Stored entries:
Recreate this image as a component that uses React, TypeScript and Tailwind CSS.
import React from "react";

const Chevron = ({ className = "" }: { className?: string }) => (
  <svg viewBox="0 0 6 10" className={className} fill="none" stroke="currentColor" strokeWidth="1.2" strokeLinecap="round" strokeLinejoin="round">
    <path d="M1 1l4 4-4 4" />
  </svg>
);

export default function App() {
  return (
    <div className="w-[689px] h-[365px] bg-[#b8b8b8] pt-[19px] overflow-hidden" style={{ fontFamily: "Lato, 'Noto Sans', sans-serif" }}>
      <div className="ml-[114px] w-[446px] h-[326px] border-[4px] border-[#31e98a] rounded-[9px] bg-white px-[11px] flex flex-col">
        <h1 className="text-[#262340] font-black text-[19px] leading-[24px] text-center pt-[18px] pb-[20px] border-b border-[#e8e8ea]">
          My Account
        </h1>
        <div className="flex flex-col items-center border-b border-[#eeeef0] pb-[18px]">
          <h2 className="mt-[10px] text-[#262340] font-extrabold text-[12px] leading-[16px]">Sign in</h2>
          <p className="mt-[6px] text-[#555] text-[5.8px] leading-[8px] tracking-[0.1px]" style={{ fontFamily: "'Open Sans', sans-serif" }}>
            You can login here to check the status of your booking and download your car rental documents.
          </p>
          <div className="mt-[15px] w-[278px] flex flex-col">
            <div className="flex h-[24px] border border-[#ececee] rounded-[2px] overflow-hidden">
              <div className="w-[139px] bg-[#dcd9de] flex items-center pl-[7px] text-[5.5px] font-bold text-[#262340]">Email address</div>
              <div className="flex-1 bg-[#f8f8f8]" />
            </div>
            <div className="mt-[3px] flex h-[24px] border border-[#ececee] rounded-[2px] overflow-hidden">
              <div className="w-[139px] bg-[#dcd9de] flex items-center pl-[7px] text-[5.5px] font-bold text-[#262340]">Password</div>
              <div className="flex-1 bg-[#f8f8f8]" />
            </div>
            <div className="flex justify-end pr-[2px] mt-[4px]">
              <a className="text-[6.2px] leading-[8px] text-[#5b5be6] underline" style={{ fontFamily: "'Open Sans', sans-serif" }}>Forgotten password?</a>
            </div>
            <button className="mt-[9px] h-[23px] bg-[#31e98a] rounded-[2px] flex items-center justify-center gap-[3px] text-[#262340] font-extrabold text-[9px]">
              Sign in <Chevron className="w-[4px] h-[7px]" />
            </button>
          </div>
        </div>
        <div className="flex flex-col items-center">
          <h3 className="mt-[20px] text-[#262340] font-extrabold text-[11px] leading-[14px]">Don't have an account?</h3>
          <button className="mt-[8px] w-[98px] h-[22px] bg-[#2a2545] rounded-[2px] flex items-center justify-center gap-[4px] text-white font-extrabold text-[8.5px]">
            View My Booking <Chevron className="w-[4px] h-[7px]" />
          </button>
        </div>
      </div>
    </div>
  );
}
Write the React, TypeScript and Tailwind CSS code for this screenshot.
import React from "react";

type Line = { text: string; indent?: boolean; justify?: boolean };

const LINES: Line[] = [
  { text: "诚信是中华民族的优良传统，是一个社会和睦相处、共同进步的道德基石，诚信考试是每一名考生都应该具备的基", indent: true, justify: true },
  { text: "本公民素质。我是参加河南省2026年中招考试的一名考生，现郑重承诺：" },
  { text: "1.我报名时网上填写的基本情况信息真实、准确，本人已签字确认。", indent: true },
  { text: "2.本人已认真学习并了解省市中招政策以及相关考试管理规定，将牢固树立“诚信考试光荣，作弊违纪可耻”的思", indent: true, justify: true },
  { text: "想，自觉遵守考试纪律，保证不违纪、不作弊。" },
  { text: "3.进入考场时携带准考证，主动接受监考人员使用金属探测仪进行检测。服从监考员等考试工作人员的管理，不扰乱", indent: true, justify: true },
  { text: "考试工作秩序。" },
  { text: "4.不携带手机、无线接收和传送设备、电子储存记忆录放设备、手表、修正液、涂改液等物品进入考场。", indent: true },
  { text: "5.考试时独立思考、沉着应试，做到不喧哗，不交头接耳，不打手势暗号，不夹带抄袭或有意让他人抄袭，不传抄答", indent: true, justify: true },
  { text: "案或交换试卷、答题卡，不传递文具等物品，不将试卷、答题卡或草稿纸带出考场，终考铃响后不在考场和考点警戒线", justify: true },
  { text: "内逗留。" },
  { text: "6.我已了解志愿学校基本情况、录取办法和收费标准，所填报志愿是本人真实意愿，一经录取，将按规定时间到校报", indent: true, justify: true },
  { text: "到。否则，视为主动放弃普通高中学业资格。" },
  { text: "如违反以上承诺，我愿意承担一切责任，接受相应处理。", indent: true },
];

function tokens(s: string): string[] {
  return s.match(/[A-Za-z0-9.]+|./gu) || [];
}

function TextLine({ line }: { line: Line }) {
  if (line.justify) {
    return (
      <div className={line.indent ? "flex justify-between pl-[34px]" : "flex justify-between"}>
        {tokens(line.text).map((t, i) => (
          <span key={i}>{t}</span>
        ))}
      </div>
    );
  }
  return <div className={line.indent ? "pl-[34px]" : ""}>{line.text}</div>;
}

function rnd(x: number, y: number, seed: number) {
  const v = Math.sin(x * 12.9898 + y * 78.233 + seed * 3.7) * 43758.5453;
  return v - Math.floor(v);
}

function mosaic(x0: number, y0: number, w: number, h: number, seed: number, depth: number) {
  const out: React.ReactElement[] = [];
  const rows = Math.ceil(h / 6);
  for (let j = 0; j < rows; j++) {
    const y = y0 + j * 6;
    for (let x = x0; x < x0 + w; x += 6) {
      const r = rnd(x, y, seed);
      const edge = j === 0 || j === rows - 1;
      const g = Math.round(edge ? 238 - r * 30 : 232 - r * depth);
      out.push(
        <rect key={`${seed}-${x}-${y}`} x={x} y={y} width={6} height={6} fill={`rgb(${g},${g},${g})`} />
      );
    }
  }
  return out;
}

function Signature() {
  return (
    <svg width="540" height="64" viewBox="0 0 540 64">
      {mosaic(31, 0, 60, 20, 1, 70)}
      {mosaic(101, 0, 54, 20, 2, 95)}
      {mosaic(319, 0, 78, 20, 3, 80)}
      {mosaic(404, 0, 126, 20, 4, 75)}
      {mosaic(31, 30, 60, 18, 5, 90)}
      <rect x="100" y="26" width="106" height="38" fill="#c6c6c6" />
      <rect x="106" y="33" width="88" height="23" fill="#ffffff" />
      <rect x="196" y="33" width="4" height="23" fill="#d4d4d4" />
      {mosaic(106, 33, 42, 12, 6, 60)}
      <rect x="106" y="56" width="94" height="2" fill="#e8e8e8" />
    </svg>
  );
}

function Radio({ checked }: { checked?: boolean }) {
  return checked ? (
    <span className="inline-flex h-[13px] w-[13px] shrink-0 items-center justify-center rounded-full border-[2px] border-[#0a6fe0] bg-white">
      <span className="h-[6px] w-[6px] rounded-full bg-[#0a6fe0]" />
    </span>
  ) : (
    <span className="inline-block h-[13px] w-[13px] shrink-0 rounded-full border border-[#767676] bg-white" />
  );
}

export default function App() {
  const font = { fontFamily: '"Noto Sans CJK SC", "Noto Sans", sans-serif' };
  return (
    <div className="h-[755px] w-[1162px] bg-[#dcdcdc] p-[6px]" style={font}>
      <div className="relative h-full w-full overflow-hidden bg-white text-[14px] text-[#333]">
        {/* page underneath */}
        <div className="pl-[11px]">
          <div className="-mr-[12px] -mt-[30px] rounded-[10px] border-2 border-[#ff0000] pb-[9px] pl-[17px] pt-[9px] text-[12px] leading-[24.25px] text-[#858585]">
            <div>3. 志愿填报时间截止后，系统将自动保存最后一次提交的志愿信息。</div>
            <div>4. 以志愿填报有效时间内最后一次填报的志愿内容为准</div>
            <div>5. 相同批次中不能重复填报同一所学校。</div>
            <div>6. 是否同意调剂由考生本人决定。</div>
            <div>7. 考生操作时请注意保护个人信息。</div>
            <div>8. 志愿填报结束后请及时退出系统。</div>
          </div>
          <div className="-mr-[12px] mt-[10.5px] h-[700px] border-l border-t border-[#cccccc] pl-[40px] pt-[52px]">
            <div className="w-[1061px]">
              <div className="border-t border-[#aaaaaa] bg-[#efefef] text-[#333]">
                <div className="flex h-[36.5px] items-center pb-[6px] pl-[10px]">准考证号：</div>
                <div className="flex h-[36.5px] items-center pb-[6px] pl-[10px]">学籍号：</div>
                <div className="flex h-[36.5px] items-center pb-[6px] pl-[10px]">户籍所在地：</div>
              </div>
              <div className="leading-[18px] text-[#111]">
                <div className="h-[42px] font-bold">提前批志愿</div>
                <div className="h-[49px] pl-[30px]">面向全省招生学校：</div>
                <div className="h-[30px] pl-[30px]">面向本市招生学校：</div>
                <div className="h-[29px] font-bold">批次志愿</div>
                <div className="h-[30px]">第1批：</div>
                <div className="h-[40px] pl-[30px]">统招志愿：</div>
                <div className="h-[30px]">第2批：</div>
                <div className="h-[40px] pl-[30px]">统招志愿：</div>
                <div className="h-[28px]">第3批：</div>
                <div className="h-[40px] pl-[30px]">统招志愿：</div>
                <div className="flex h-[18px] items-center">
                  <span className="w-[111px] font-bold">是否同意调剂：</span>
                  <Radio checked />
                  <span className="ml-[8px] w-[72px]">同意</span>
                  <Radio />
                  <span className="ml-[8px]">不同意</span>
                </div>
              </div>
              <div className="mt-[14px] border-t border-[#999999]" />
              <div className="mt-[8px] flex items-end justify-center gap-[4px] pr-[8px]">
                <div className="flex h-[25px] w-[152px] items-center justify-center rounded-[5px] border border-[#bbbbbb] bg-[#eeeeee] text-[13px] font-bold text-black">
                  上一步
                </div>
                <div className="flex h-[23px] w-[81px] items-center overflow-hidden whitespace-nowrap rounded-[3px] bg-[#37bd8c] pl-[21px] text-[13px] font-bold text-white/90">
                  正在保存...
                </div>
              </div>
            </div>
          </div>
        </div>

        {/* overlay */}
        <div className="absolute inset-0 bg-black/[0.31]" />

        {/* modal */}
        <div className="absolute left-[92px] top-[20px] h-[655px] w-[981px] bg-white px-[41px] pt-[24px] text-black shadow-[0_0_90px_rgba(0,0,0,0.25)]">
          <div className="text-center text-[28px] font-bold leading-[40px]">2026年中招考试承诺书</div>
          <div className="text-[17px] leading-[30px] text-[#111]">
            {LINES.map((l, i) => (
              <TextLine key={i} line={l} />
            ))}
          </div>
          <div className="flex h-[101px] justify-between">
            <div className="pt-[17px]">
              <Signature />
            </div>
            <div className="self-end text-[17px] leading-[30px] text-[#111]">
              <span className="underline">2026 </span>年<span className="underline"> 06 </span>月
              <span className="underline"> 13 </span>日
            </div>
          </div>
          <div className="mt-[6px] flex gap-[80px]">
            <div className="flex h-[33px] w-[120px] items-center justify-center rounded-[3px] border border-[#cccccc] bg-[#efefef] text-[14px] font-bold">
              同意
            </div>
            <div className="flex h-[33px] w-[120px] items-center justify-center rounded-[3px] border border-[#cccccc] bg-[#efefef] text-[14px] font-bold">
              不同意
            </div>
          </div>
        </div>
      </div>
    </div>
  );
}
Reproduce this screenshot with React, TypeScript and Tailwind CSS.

Stated goal: Each line from the one holding "Write the React, TypeScript" to the one holding "string; indent?: boolean;", those two included, is to be transcribed exactly, and no other line.

Output of the exercise:
Write the React, TypeScript and Tailwind CSS code for this screenshot.
import React from "react";

type Line = { text: string; indent?: boolean; justify?: boolean };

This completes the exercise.